* [Task prompt] In this exercise, return the whole listing exactly, excluding any images.

* [Supplied information]
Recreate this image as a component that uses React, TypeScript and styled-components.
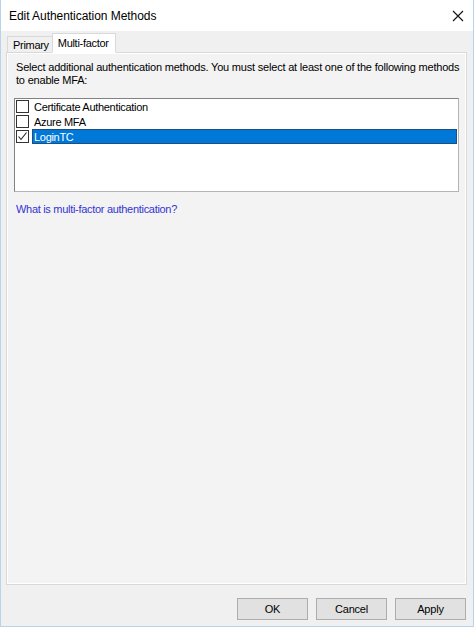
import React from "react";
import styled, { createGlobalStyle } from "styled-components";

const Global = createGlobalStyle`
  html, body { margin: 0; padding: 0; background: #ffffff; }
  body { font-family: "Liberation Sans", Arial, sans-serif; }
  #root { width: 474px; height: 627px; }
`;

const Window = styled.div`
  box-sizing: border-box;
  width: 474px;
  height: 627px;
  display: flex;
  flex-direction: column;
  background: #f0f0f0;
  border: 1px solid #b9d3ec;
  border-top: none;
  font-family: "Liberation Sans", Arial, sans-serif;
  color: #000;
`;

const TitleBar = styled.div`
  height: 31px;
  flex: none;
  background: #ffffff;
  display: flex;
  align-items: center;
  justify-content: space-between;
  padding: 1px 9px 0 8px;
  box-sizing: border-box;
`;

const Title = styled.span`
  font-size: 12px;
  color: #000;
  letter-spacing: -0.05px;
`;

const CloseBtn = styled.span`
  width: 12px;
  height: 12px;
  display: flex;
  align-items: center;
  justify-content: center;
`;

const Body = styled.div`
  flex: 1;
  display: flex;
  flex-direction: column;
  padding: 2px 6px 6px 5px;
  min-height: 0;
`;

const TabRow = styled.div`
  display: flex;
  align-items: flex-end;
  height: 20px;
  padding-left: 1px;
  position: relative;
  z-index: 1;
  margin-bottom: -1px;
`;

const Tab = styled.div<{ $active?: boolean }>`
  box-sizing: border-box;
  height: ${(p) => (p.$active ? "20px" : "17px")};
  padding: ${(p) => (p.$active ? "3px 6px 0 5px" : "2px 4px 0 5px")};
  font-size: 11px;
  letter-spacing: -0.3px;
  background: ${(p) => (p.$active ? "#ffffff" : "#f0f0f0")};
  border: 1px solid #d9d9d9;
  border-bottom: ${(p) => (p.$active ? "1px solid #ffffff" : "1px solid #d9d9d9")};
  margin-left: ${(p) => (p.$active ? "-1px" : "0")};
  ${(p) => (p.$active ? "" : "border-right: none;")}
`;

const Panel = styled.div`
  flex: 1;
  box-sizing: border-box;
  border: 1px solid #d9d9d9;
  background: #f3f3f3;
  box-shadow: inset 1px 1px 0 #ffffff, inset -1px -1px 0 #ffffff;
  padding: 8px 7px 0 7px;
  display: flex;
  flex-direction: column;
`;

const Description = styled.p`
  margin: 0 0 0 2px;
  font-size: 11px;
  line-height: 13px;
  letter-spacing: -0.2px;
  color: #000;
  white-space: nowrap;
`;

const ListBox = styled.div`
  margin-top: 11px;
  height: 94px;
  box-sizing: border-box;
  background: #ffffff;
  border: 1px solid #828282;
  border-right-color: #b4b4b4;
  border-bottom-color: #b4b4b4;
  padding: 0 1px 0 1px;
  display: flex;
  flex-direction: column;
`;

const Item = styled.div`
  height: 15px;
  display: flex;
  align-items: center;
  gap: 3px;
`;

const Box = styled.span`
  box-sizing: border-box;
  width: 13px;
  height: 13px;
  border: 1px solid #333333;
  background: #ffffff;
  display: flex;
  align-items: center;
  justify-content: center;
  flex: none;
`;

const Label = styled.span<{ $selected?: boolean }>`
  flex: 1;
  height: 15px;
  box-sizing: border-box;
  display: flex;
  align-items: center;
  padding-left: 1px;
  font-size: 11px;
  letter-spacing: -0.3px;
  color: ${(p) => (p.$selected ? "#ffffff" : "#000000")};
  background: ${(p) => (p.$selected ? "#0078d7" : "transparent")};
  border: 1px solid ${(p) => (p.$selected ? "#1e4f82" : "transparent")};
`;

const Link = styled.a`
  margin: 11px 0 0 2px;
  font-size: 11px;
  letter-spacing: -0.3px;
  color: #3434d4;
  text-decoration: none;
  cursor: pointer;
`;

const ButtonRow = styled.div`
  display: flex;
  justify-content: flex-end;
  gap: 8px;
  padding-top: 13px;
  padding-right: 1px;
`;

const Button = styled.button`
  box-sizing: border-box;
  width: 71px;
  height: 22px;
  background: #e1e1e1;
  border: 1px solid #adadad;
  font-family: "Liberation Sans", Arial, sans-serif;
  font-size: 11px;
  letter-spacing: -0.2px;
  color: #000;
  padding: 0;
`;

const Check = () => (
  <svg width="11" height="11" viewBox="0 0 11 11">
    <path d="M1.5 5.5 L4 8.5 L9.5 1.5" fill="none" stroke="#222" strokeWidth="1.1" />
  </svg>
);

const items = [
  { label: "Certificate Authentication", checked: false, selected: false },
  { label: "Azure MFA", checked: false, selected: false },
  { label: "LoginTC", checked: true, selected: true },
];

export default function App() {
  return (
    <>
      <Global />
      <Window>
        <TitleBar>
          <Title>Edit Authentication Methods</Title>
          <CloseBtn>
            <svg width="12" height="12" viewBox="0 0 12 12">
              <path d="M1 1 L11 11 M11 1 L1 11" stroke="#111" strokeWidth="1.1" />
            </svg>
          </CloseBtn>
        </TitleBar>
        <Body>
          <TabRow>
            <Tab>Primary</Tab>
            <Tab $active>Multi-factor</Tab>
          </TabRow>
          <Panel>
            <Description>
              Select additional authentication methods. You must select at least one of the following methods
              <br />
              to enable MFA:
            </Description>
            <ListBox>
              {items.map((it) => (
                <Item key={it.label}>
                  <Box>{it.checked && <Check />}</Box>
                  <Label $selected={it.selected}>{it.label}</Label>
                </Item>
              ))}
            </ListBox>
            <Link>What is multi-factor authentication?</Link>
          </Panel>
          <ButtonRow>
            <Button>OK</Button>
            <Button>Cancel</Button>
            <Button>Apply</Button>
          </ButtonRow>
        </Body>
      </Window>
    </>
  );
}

* [Solved exercise]
Recreate this image as a component that uses React, TypeScript and styled-components.
import React from "react";
import styled, { createGlobalStyle } from "styled-components";

const Global = createGlobalStyle`
  html, body { margin: 0; padding: 0; background: #ffffff; }
  body { font-family: "Liberation Sans", Arial, sans-serif; }
  #root { width: 474px; height: 627px; }
`;

const Window = styled.div`
  box-sizing: border-box;
  width: 474px;
  height: 627px;
  display: flex;
  flex-direction: column;
  background: #f0f0f0;
  border: 1px solid #b9d3ec;
  border-top: none;
  font-family: "Liberation Sans", Arial, sans-serif;
  color: #000;
`;

const TitleBar = styled.div`
  height: 31px;
  flex: none;
  background: #ffffff;
  display: flex;
  align-items: center;
  justify-content: space-between;
  padding: 1px 9px 0 8px;
  box-sizing: border-box;
`;

const Title = styled.span`
  font-size: 12px;
  color: #000;
  letter-spacing: -0.05px;
`;

const CloseBtn = styled.span`
  width: 12px;
  height: 12px;
  display: flex;
  align-items: center;
  justify-content: center;
`;

const Body = styled.div`
  flex: 1;
  display: flex;
  flex-direction: column;
  padding: 2px 6px 6px 5px;
  min-height: 0;
`;

const TabRow = styled.div`
  display: flex;
  align-items: flex-end;
  height: 20px;
  padding-left: 1px;
  position: relative;
  z-index: 1;
  margin-bottom: -1px;
`;

const Tab = styled.div<{ $active?: boolean }>`
  box-sizing: border-box;
  height: ${(p) => (p.$active ? "20px" : "17px")};
  padding: ${(p) => (p.$active ? "3px 6px 0 5px" : "2px 4px 0 5px")};
  font-size: 11px;
  letter-spacing: -0.3px;
  background: ${(p) => (p.$active ? "#ffffff" : "#f0f0f0")};
  border: 1px solid #d9d9d9;
  border-bottom: ${(p) => (p.$active ? "1px solid #ffffff" : "1px solid #d9d9d9")};
  margin-left: ${(p) => (p.$active ? "-1px" : "0")};
  ${(p) => (p.$active ? "" : "border-right: none;")}
`;

const Panel = styled.div`
  flex: 1;
  box-sizing: border-box;
  border: 1px solid #d9d9d9;
  background: #f3f3f3;
  box-shadow: inset 1px 1px 0 #ffffff, inset -1px -1px 0 #ffffff;
  padding: 8px 7px 0 7px;
  display: flex;
  flex-direction: column;
`;

const Description = styled.p`
  margin: 0 0 0 2px;
  font-size: 11px;
  line-height: 13px;
  letter-spacing: -0.2px;
  color: #000;
  white-space: nowrap;
`;

const ListBox = styled.div`
  margin-top: 11px;
  height: 94px;
  box-sizing: border-box;
  background: #ffffff;
  border: 1px solid #828282;
  border-right-color: #b4b4b4;
  border-bottom-color: #b4b4b4;
  padding: 0 1px 0 1px;
  display: flex;
  flex-direction: column;
`;

const Item = styled.div`
  height: 15px;
  display: flex;
  align-items: center;
  gap: 3px;
`;

const Box = styled.span`
  box-sizing: border-box;
  width: 13px;
  height: 13px;
  border: 1px solid #333333;
  background: #ffffff;
  display: flex;
  align-items: center;
  justify-content: center;
  flex: none;
`;

const Label = styled.span<{ $selected?: boolean }>`
  flex: 1;
  height: 15px;
  box-sizing: border-box;
  display: flex;
  align-items: center;
  padding-left: 1px;
  font-size: 11px;
  letter-spacing: -0.3px;
  color: ${(p) => (p.$selected ? "#ffffff" : "#000000")};
  background: ${(p) => (p.$selected ? "#0078d7" : "transparent")};
  border: 1px solid ${(p) => (p.$selected ? "#1e4f82" : "transparent")};
`;

const Link = styled.a`
  margin: 11px 0 0 2px;
  font-size: 11px;
  letter-spacing: -0.3px;
  color: #3434d4;
  text-decoration: none;
  cursor: pointer;
`;

const ButtonRow = styled.div`
  display: flex;
  justify-content: flex-end;
  gap: 8px;
  padding-top: 13px;
  padding-right: 1px;
`;

const Button = styled.button`
  box-sizing: border-box;
  width: 71px;
  height: 22px;
  background: #e1e1e1;
  border: 1px solid #adadad;
  font-family: "Liberation Sans", Arial, sans-serif;
  font-size: 11px;
  letter-spacing: -0.2px;
  color: #000;
  padding: 0;
`;

const Check = () => (
  <svg width="11" height="11" viewBox="0 0 11 11">
    <path d="M1.5 5.5 L4 8.5 L9.5 1.5" fill="none" stroke="#222" strokeWidth="1.1" />
  </svg>
);

const items = [
  { label: "Certificate Authentication", checked: false, selected: false },
  { label: "Azure MFA", checked: false, selected: false },
  { label: "LoginTC", checked: true, selected: true },
];

export default function App() {
  return (
    <>
      <Global />
      <Window>
        <TitleBar>
          <Title>Edit Authentication Methods</Title>
          <CloseBtn>
            <svg width="12" height="12" viewBox="0 0 12 12">
              <path d="M1 1 L11 11 M11 1 L1 11" stroke="#111" strokeWidth="1.1" />
            </svg>
          </CloseBtn>
        </TitleBar>
        <Body>
          <TabRow>
            <Tab>Primary</Tab>
            <Tab $active>Multi-factor</Tab>
          </TabRow>
          <Panel>
            <Description>
              Select additional authentication methods. You must select at least one of the following methods
              <br />
              to enable MFA:
            </Description>
            <ListBox>
              {items.map((it) => (
                <Item key={it.label}>
                  <Box>{it.checked && <Check />}</Box>
                  <Label $selected={it.selected}>{it.label}</Label>
                </Item>
              ))}
            </ListBox>
            <Link>What is multi-factor authentication?</Link>
          </Panel>
          <ButtonRow>
            <Button>OK</Button>
            <Button>Cancel</Button>
            <Button>Apply</Button>
          </ButtonRow>
        </Body>
      </Window>
    </>
  );
}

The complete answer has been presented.